Spina photographs presidents, popes, everyday people, and newsworthy events all over the world for the Detroit Free Press...
And I want his job.
Don't know the first thing about photography. Don't even have a camera.
But dad does.
A brand new Canon FTb 35 mm. Same kind the Pros use.
Dad will never let me borrow it.
So I don't ask.
I swipe it and start acting as if it's mine.
Doesn't take long to figure it out.
Loaded up with film, acting as if I'm a professional photographer, that camera hangs around my neck everywhere I go.
Sunday morning, crossing a busy intersection, a car-load of church-going grandmas turn left in front of an oncoming truck.
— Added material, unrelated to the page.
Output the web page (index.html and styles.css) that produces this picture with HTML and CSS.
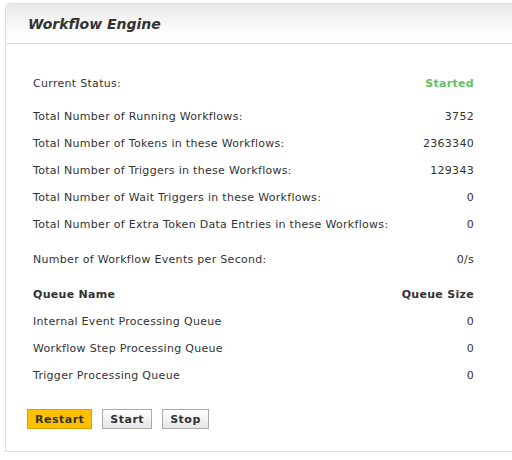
FILE: index.html
```html
<!DOCTYPE html>
<html lang="en">
  <head>
    <meta charset="UTF-8" />
    <title>Workflow Engine</title>
    <link rel="stylesheet" href="styles.css">
  </head>
  <body>
    <div class="panel">
      <div class="panel-header">
        <h2>Workflow Engine</h2>
      </div>
      <div class="panel-body">
        <div class="row status">
          <span>Current Status:</span>
          <span class="started">Started</span>
        </div>
        <div class="row">
          <span>Total Number of Running Workflows:</span>
          <span>3752</span>
        </div>
        <div class="row">
          <span>Total Number of Tokens in these Workflows:</span>
          <span>2363340</span>
        </div>
        <div class="row">
          <span>Total Number of Triggers in these Workflows:</span>
          <span>129343</span>
        </div>
        <div class="row">
          <span>Total Number of Wait Triggers in these Workflows:</span>
          <span>0</span>
        </div>
        <div class="row">
          <span>Total Number of Extra Token Data Entries in these Workflows:</span>
          <span>0</span>
        </div>
        <div class="row spaced">
          <span>Number of Workflow Events per Second:</span>
          <span>0/s</span>
        </div>
        <div class="row spaced head">
          <span>Queue Name</span>
          <span>Queue Size</span>
        </div>
        <div class="row">
          <span>Internal Event Processing Queue</span>
          <span>0</span>
        </div>
        <div class="row">
          <span>Workflow Step Processing Queue</span>
          <span>0</span>
        </div>
        <div class="row">
          <span>Trigger Processing Queue</span>
          <span>0</span>
        </div>

        <div class="actions">
          <button class="btn primary">Restart</button>
          <button class="btn">Start</button>
          <button class="btn">Stop</button>
        </div>
      </div>
    </div>
  </body>
</html>
```

FILE: styles.css
```css
body {
  margin: 0;
  background: #fff;
  font-family: "DejaVu Sans", Verdana, sans-serif;
  font-size: 11px;
  color: #333;
}

.panel {
  margin: 3px 0 0 5px;
  border: 1px solid #ddd;
  border-right: none;
  border-radius: 5px 0 0 0;
  height: 449px;
  box-sizing: border-box;
}

.panel-header {
  height: 39px;
  border-bottom: 1px solid #ddd;
  background: linear-gradient(to bottom, #e8e8e8 0%, #fafafa 60%, #fff 100%);
  border-radius: 5px 0 0 0;
  display: flex;
  align-items: center;
}

.panel-header h2 {
  margin: 0 0 0 22px;
  font-size: 14px;
  font-style: italic;
  font-weight: bold;
  color: #333;
}

.panel-body {
  padding: 26px 0 0 27px;
  width: 441px;
  letter-spacing: 0.3px;
}

.row {
  display: flex;
  justify-content: space-between;
  align-items: center;
  height: 27px;
}

.row.status {
  margin-bottom: 6px;
}

.row.spaced {
  margin-top: 8px;
}

.row.head {
  font-weight: bold;
}

.started {
  color: #62c462;
  font-weight: bold;
}

.actions {
  display: flex;
  gap: 10px;
  margin: 20px 0 0 -6px;
}

.btn {
  font-family: "DejaVu Sans", Verdana, sans-serif;
  font-size: 11px;
  font-weight: bold;
  letter-spacing: 0.5px;
  color: #333;
  height: 20px;
  padding: 0 7px;
  border: 1px solid #aaa;
  background: linear-gradient(to bottom, #fff 0%, #e6e6e6 100%);
}

.btn.primary {
  background: #ffc000;
  border-color: #dca200;
}
```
Squeal, swerve, skid, the truck topples to its side—screeches across the concrete, shooting sparks into the air until the twisted wreckage plows into a telephone pole, churning up the soil and cutting power to the neighborhood.
And there I am.
Acting as if I'm the only photographer on site–because I am.
Acting as if I belong there.
Acting as if I'm on assignment.
Getting up close and personal, covering every angle of the story, the drama, the carnage, "Oh, the humanity, ladies and gentlemen!"
And you know what?
My photos... splashed across the front page of the local newspaper.
"Full feature story inside: A5"
I did it. Just like that.
Just acting as if.
It works
...every time.
Every sport I ever played, every job I've ever had...
All acting.
"Run a dozer?"
"Yes, sir. Pretty good at it, too."
I'm 17 years old. Never started a bulldozer in my life. I'm lucky it has a key.
I spend a brutal Michigan winter exposed to the elements on a 25-ton hunk of iron, bouncing, rattling and click-clack-clacketing across the frozen, muddy grade.
By the end of that long, bitter winter, I'm an Operating Engineer and well on my way to a rewarding career in construction.
Eventually, I'll act as if I'm a foreman and get the promotion, act as if I'm a project manager, take the reigns, act as if I'm a marketer, and switch careers altogether.
All acting as if.
Got my first teaching job the same way.
I'm not a teacher. Don't even have a degree.
But I'm a 40-year-old student acting as if I'm already a college professor.
I dress the part, engage with my professors, sit on the student council, and volunteer for steering committees, and eventually, they ask me...
"Can you take my class next Tuesday? I wouldn't be a lesson," they say.
"Just run the review."
So, of course, I do.
Until one day...a real teaching job.
"If you're serious about teaching, Sister Patricia has an opportunity for you."
"It's unpaid, of course. But it's a teaching assignment, and it'll look great on your resume."
Absolutely. I'll do it. I'm in.
The History of Philosophy 101 on Tuesdays and Thursdays.
And Catechism of the Catholic Church every Sunday.
In prison.
That's right.
I volunteered to go to prison long before my sentencing.
It was risky, rewarding, and fascinating, and I loved it.
And now I'm one of the 5,742 inmates at the Jackson State Penitentiary...
See, the scary thing isn't that it works.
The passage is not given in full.